■ **The data**

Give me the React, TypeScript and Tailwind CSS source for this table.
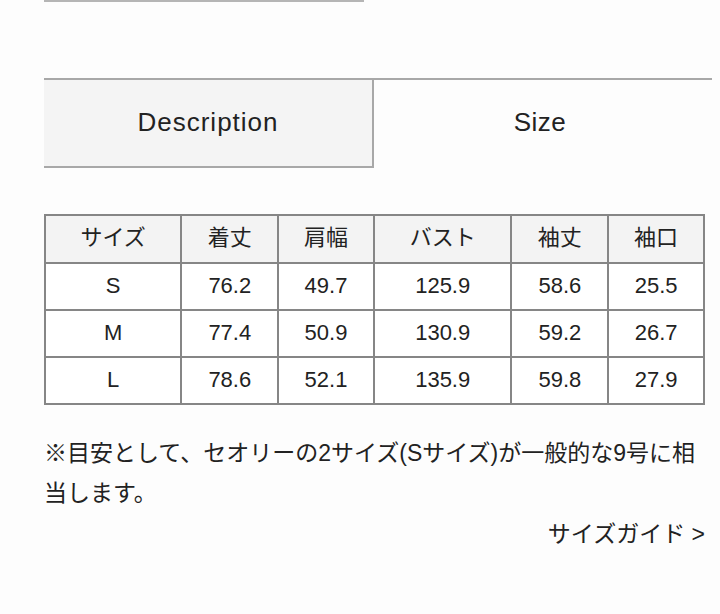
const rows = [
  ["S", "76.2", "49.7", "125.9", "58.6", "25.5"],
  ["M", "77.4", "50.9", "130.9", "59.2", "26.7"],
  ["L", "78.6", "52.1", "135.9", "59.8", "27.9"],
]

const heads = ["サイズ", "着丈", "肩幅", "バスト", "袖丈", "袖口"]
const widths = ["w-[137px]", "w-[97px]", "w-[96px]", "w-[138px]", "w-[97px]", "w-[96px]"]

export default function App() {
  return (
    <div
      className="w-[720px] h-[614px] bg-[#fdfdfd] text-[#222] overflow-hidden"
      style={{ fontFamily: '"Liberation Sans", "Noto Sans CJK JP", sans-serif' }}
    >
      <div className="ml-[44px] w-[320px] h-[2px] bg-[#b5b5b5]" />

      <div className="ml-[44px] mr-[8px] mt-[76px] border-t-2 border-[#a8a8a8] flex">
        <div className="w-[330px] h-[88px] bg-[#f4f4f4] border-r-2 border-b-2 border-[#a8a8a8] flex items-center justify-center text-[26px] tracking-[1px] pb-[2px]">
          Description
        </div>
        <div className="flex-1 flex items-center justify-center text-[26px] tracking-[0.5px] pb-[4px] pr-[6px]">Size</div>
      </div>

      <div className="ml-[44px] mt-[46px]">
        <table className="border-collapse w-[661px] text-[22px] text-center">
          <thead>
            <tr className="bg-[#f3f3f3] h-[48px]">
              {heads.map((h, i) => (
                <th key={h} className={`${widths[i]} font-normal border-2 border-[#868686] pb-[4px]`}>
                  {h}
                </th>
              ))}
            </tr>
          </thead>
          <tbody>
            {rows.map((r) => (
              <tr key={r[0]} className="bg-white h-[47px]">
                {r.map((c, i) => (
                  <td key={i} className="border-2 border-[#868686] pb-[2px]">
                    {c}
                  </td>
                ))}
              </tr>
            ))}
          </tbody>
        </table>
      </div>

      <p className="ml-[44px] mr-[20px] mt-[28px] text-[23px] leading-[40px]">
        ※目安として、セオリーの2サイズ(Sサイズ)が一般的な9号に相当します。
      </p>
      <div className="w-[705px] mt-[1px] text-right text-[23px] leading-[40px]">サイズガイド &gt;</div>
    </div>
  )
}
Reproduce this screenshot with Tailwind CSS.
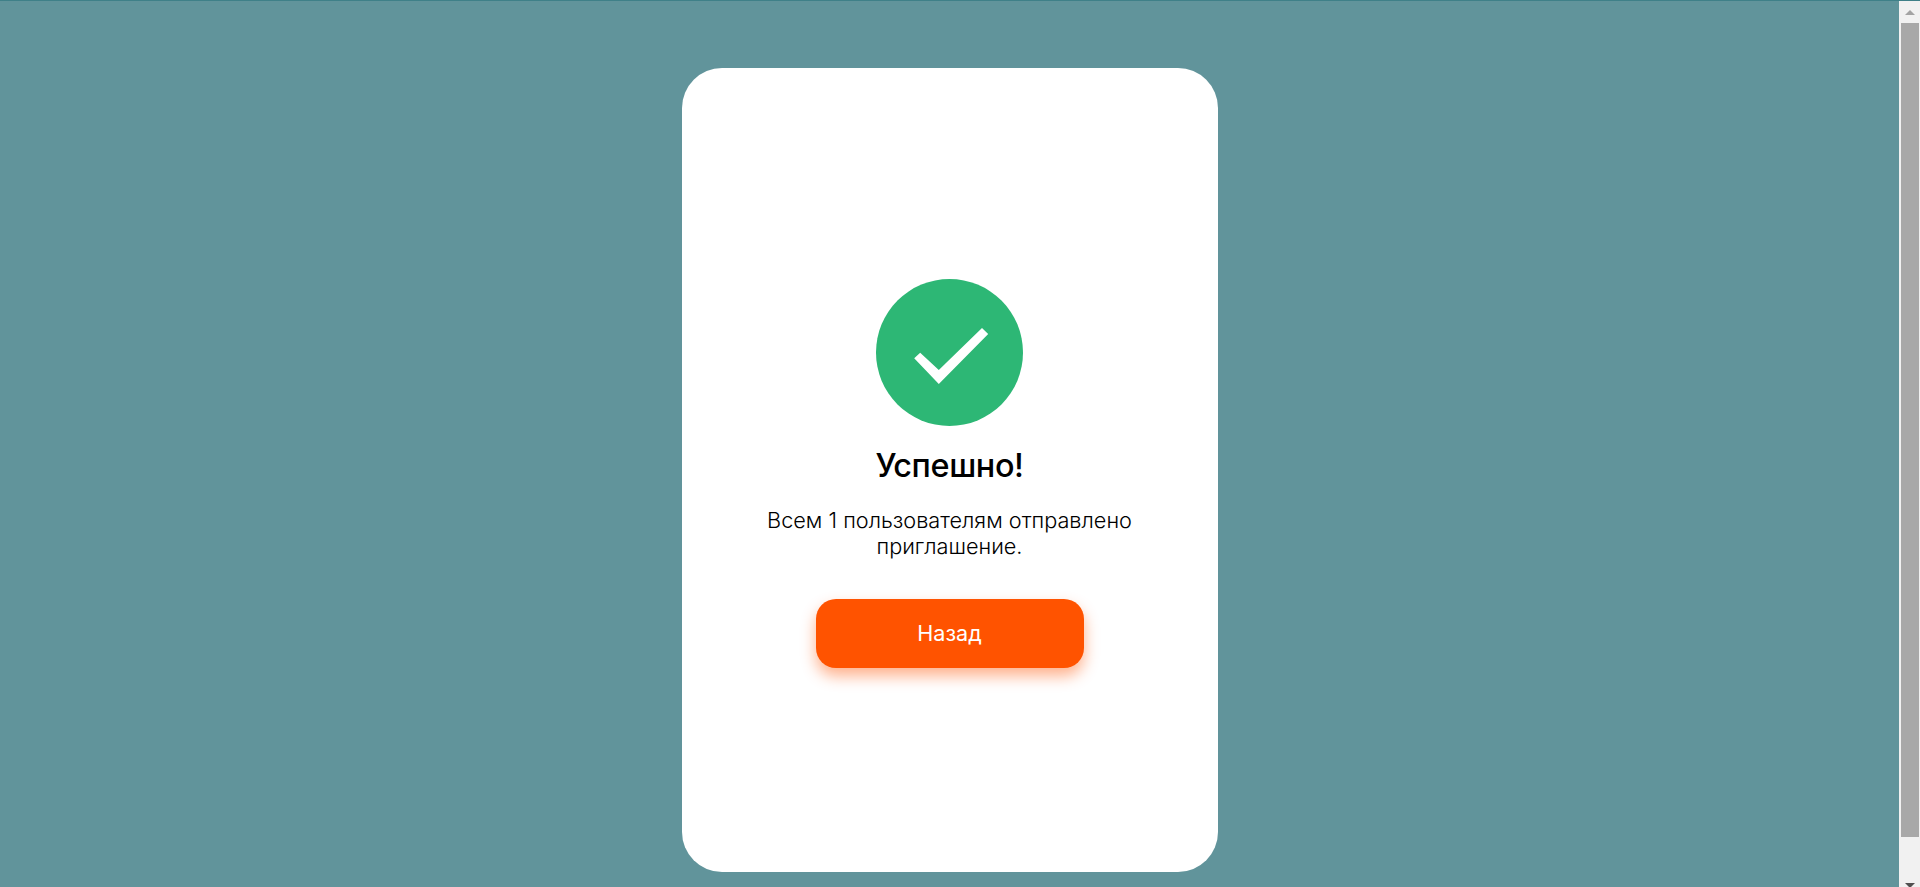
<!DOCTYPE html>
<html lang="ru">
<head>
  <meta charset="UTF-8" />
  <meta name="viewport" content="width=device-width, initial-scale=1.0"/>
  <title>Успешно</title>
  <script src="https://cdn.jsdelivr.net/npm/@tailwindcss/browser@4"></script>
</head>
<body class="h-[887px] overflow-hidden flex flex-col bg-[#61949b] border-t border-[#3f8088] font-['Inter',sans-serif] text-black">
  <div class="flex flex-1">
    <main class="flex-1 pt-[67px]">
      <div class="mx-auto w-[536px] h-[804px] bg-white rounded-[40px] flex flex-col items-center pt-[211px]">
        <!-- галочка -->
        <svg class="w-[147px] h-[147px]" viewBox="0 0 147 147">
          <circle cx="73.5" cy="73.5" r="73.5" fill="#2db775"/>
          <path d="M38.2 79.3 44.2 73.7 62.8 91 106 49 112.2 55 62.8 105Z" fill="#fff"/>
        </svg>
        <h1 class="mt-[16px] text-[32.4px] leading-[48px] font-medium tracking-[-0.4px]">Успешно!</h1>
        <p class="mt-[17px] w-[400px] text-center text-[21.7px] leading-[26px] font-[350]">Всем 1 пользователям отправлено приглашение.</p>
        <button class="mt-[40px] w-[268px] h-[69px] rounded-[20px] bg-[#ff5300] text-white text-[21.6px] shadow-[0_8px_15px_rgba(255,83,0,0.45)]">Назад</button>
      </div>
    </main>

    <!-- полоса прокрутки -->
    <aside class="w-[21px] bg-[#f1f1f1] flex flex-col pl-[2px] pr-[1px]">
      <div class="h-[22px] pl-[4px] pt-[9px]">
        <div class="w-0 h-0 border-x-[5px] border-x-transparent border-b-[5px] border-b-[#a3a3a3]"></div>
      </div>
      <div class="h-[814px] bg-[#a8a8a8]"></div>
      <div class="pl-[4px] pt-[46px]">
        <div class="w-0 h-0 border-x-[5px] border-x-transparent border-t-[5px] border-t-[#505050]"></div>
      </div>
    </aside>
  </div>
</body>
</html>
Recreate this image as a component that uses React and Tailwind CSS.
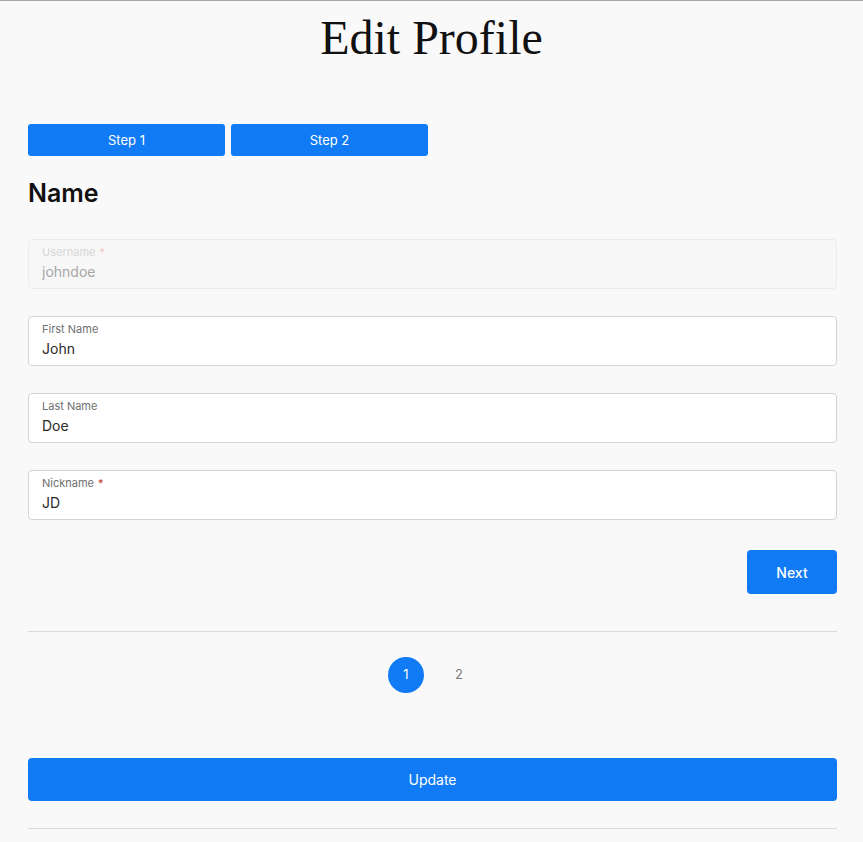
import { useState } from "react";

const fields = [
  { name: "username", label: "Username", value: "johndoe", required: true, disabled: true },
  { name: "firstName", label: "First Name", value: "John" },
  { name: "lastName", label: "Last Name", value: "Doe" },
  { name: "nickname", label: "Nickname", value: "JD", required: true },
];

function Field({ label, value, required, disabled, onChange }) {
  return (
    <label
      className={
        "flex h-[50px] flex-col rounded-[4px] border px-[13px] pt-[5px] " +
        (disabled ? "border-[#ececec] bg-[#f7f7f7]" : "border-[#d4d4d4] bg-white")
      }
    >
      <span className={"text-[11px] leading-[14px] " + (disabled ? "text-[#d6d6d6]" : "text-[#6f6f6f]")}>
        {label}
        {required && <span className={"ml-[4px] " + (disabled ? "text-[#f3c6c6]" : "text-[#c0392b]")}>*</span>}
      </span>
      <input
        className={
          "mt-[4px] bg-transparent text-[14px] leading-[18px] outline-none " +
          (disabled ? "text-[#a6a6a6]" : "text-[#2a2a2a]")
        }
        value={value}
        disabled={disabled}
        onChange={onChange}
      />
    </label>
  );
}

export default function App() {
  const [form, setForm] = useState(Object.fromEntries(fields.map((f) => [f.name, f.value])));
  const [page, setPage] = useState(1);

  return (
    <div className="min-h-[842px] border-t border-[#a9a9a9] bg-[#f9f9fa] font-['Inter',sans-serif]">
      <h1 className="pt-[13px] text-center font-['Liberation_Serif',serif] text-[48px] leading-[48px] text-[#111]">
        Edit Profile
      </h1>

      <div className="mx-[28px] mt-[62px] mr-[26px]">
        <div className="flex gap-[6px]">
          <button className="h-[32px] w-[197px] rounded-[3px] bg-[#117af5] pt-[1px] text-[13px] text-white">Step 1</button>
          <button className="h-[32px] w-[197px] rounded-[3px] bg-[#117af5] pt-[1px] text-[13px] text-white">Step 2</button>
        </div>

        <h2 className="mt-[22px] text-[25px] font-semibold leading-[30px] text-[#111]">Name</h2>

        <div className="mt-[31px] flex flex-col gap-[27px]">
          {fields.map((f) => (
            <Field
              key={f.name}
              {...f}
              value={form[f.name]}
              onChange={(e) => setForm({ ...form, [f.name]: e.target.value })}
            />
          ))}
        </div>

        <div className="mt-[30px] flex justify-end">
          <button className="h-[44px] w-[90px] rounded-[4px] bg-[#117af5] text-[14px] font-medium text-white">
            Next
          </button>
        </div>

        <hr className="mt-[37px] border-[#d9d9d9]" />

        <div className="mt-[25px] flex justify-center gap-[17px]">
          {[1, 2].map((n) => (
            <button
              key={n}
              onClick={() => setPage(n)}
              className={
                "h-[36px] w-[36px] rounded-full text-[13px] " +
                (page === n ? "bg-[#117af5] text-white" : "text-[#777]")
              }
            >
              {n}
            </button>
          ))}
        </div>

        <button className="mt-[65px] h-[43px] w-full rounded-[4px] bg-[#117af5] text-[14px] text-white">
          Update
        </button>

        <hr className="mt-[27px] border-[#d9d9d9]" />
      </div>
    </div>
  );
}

■ **Task details**
Return each line of the listing that holds the string "this".

■ **Solution below**
Give me the React, TypeScript and Tailwind CSS source for this table.
Reproduce this screenshot with Tailwind CSS.
Recreate this image as a component that uses React and Tailwind CSS.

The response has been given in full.